His favorite item so far is the 1902 handwritten almanac or journal. It was kept by Sven Torgerson, recording how he left Big Timber with John Helvig, on their way back to Norway. They went through Minneapolis and Chicago and then caught a steamship in New Jersey, bound for Liverpool. Baldwin says a nephew of Helvig, now named Helvik and living in Big Timber, told him his uncle died back in the old country.

Baldwin and Townsend

Jim Baldwin, sitting in his pickup, chats with Bruce Townsend, whose grandfather, Sven Thompson, founded the Big Timber ranch.

Another curiosity is a letter from a Dr. Lamb, dated 1926 and addressed to Sven Thompson. Lamb was a Chinese herbalist in Butte, whom Thompson had consulted for something to ease his stomach pains. Baldwin said he was told by people at the Mai Wah Society in Butte, which documents the history of Chinese and other Asian people in the Rocky Mountain West, that Lamb was highly regarded and widely known.

Bank stuff

An account book from the Scandinavian American Bank of Big Timber, 1920s.

If his letter to Thompson is any indication, he was also an insistent salesman.

“Come to Butte see me at once don’t let it go to long because if too long it always going to form cancer or ulcers in the stomach,” Lamb wrote. He closed the letter with this advice: “Thousands died in this country from stomach troubles every year. Bring money for herbs medicines. Our herbs are always have a good result.”

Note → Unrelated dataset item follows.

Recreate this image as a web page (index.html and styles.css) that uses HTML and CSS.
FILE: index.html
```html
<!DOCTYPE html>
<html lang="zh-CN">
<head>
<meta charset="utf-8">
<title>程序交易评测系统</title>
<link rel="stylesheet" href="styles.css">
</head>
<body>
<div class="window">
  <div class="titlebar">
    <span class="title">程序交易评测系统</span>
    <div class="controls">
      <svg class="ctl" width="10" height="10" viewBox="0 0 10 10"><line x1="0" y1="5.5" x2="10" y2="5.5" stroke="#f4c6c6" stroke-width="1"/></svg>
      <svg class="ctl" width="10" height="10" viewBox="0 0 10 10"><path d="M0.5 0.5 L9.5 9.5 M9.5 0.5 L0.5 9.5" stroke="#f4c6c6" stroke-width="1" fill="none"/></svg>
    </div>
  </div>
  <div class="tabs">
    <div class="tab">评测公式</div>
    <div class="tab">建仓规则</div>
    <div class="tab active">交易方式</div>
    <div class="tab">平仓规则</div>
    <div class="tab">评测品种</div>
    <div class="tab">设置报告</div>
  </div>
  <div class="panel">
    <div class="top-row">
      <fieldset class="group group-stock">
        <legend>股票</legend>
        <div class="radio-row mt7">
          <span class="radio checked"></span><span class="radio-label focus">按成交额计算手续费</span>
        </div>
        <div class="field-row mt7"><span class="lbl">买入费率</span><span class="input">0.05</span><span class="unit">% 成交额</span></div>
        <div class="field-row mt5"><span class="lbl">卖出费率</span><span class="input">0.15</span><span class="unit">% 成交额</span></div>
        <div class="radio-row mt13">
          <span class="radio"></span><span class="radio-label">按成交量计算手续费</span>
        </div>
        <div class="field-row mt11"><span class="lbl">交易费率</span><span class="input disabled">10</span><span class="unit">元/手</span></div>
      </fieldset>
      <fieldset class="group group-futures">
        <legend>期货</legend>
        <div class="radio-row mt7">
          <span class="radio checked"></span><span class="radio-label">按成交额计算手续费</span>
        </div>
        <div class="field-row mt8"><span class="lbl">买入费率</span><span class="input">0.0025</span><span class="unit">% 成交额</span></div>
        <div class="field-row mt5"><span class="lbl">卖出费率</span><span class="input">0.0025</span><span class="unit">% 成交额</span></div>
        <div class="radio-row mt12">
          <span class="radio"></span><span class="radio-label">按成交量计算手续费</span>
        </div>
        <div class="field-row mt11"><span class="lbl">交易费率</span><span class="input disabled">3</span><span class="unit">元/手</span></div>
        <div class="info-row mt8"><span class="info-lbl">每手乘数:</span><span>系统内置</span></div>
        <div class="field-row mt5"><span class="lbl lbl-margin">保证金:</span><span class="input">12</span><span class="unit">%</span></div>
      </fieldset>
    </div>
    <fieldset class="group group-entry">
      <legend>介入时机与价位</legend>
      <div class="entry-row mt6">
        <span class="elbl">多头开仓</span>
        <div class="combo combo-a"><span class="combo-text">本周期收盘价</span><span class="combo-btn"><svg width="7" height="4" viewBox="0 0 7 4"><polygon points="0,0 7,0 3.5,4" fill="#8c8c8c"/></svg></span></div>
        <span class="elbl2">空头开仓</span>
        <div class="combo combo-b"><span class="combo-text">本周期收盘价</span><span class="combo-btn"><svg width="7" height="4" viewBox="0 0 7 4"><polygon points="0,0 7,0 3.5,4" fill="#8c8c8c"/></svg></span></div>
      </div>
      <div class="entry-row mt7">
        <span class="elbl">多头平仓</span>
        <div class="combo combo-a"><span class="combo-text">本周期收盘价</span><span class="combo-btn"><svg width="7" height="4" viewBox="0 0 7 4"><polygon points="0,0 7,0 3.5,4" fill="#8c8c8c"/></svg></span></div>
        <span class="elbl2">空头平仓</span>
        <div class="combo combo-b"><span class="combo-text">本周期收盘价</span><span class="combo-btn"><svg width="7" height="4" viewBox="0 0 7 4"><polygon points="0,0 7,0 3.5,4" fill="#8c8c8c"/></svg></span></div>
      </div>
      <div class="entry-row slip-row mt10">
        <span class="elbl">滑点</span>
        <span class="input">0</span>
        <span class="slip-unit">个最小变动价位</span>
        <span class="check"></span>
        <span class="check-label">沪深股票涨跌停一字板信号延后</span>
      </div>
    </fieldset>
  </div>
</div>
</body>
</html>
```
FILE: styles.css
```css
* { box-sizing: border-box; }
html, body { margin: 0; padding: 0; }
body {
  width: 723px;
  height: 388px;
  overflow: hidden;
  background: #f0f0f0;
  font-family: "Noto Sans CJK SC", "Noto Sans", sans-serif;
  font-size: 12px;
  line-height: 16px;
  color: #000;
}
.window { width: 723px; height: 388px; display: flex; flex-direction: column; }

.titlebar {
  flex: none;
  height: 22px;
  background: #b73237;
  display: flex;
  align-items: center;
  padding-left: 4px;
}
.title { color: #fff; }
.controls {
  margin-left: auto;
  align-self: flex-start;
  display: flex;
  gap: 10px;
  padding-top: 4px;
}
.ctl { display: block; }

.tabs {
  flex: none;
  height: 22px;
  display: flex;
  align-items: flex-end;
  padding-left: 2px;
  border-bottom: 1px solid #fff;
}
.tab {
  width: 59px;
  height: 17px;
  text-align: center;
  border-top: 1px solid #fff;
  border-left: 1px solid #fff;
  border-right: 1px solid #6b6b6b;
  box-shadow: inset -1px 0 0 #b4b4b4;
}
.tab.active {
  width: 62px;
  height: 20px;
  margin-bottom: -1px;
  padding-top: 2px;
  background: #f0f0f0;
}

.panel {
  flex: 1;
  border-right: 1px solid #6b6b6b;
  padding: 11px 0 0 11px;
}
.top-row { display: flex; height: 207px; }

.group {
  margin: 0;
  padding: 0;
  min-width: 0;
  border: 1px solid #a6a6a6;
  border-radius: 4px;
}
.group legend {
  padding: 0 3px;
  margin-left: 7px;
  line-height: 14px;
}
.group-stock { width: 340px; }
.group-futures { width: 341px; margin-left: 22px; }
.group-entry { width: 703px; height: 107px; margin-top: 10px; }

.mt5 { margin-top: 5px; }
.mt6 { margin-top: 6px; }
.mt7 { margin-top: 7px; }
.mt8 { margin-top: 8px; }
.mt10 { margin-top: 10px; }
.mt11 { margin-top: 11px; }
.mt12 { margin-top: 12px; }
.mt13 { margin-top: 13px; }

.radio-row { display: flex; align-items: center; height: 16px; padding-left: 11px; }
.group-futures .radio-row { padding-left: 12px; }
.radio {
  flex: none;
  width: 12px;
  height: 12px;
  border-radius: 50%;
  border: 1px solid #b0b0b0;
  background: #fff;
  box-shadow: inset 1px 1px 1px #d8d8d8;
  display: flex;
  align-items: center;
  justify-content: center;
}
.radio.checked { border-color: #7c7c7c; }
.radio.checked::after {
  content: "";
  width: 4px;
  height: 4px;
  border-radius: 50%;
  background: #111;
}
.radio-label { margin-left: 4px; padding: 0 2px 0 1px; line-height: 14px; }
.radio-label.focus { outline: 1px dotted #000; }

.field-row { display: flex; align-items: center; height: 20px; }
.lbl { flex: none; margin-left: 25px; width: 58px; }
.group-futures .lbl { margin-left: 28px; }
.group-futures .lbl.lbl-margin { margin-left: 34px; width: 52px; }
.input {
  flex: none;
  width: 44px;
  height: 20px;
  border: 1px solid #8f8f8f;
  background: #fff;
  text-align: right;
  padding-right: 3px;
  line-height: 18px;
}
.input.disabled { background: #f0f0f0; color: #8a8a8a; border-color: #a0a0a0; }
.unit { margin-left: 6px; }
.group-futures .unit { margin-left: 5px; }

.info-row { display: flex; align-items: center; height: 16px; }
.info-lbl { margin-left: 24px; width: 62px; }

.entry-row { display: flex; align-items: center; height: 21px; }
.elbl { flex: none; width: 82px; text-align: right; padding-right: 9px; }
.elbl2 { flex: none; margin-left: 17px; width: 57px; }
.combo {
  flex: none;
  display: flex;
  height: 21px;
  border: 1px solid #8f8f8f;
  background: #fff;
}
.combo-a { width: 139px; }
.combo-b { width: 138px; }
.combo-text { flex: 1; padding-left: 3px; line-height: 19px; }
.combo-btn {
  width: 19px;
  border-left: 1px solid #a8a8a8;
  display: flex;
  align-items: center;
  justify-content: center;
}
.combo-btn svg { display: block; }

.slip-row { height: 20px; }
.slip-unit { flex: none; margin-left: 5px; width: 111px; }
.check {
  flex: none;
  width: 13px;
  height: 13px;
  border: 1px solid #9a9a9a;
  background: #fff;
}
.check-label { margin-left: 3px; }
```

There are also account books from the Scandinavian American Bank of Big Timber, from the 1920s. A letter from the Dacart Fur Trading Co. in New York, dated 1926, lists the going prices for “raw fur,” including the pelts of mink, raccoon, red fox, beaver, wolf, wild cat and “house cat.”

There is a “Declaration of Intention” to become a U.S. citizen, dated 1912 and filled out by Forval Haldor Bustad. Just recently, Baldwin found Sven Thompson’s silver medallion, sewn inside a high-quality black coat.

Old Radio

A few worn-out dials cling to an old radio on the Thompson ranch.

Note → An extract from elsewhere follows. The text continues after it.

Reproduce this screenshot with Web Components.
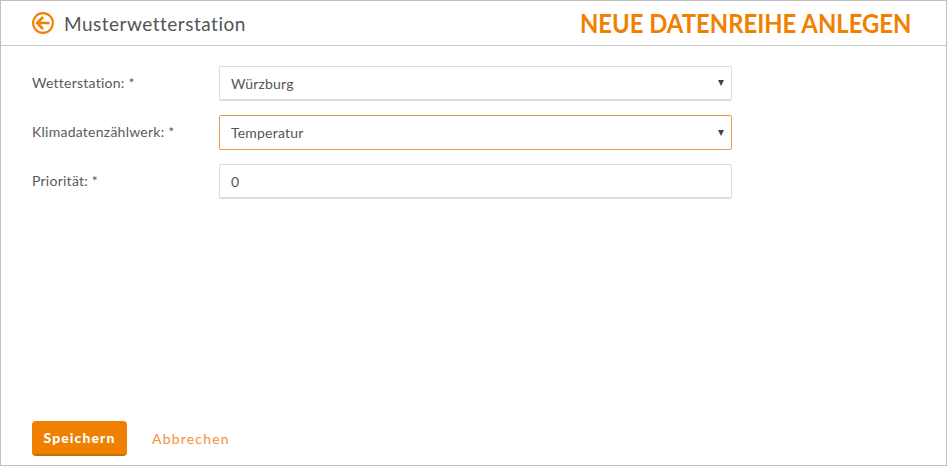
<!DOCTYPE html>
<html lang="de"><head><meta charset="utf-8"><style>
html,body{margin:0;padding:0;background:#fff}
body{font-family:Lato,"Open Sans","Liberation Sans",sans-serif;color:#555}
</style></head><body>
<template id="t-frame"><style>
:host{display:flex;flex-direction:column;box-sizing:border-box;width:947px;height:466px;border:1px solid #bfbfbf;background:#fff;overflow:hidden}
.main{flex:1;display:flex;flex-direction:column;gap:14px;padding:20px 0 0 31px}
.foot{display:flex;align-items:center;gap:25px;padding:0 0 9px 31px}
</style><slot name="header"></slot><div class="main"><slot></slot></div><div class="foot"><slot name="foot"></slot></div></template>

<template id="t-header"><style>
:host{display:flex;align-items:center;box-sizing:border-box;height:45px;border-bottom:1px solid #c8c8c8;padding:0 35px 0 31px}
svg{width:22px;height:22px;flex:none;margin-right:10px}
.t{font-size:19px;color:#555;letter-spacing:.5px;flex:1}
.h{display:inline-block;font-size:26px;font-weight:700;color:#f08000;letter-spacing:0;white-space:nowrap;transform:scaleX(.917);transform-origin:right center}
</style>
<svg viewBox="0 0 22 22" fill="none" stroke="#f08000"><circle cx="11" cy="11" r="9.9" stroke-width="2.1"/><path d="M11 5 5.2 11l5.8 6M6 11H17.5" stroke-width="2.6"/></svg>
<span class="t"><slot name="title"></slot></span><span class="h"><slot name="action"></slot></span></template>

<template id="t-row"><style>
:host{display:flex;align-items:flex-start}
.l{width:187px;flex:none;font-size:14px;line-height:20px;color:#5a5a5a;letter-spacing:.25px;padding-top:7px}
</style><span class="l"><slot name="label"></slot></span><slot></slot></template>

<template id="t-field"><style>
:host{display:flex;align-items:center;box-sizing:border-box;width:513px;height:35px;border:1px solid #ddd;border-bottom:2px solid #ddd;border-radius:2px;background:#fff;padding:0 7px 0 11px;font-size:14px;letter-spacing:.2px;color:#555}
:host([focused]){border:1px solid #e49a4a}
.v{flex:1}
.a{width:0;height:0;border-left:3.5px solid transparent;border-right:3.5px solid transparent;border-top:6px solid #444}
:host([plain]) .a{display:none}
</style><span class="v"><slot></slot></span><span class="a"></span></template>

<template id="t-btn"><style>
:host{display:inline-flex;align-items:center;justify-content:center;box-sizing:border-box;width:95px;height:35px;background:#f08000;border-bottom:2px solid #c96f08;border-radius:4px;color:#fff;font-size:14px;font-weight:900;letter-spacing:1.1px}
</style><slot></slot></template>

<template id="t-link"><style>
:host{display:inline-block;color:#f5913a;font-size:14px;letter-spacing:1.2px}
</style><slot></slot></template>

<app-frame>
  <app-header slot="header"><span slot="title">Musterwetterstation</span><span slot="action">NEUE DATENREIHE ANLEGEN</span></app-header>
  <form-row><span slot="label">Wetterstation: *</span><form-field>Würzburg</form-field></form-row>
  <form-row><span slot="label">Klimadatenzählwerk: *</span><form-field focused>Temperatur</form-field></form-row>
  <form-row><span slot="label">Priorität: *</span><form-field plain>0</form-field></form-row>
  <app-btn slot="foot">Speichern</app-btn>
  <app-link slot="foot">Abbrechen</app-link>
</app-frame>
<script>
for(const [n,id] of [['app-frame','t-frame'],['app-header','t-header'],['form-row','t-row'],['form-field','t-field'],['app-btn','t-btn'],['app-link','t-link']]){
  customElements.define(n,class extends HTMLElement{constructor(){super();this.attachShadow({mode:'open'}).appendChild(document.getElementById(id).content.cloneNode(true));}});
}
</script>
</body></html>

Bruce Townsend, another grandson of Sven Thompson who also lives on the ranch, said his grandfather settled in Winifred about the turn of the last century, then made enough money breaking horses for the Army to buy the ranch outside Big Timber.

“Yeah, it’s real old-school stuff,” he said.

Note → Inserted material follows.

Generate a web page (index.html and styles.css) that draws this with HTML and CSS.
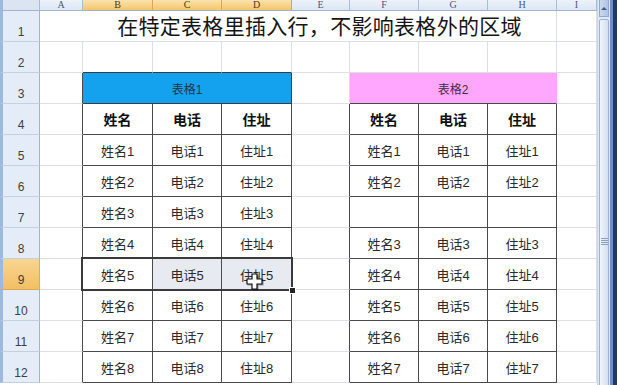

O’Dell, the president of the local lodge of the Sons of Norway, said the materials should stay in the area, perhaps at the Sweet Grass County Museum in Big Timber, after it’s been sorted.

“They don’t want anything thrown away that would have a link from someone to something else,” she said.

Baldwin knows that. It’s what keeps him inspired. Standing inside the shed, he gestures at boxes of materials that still need to be gone through.

“If I don’t come in here and take stuff like this and do something with it,” he said, “it’s ruined forever.”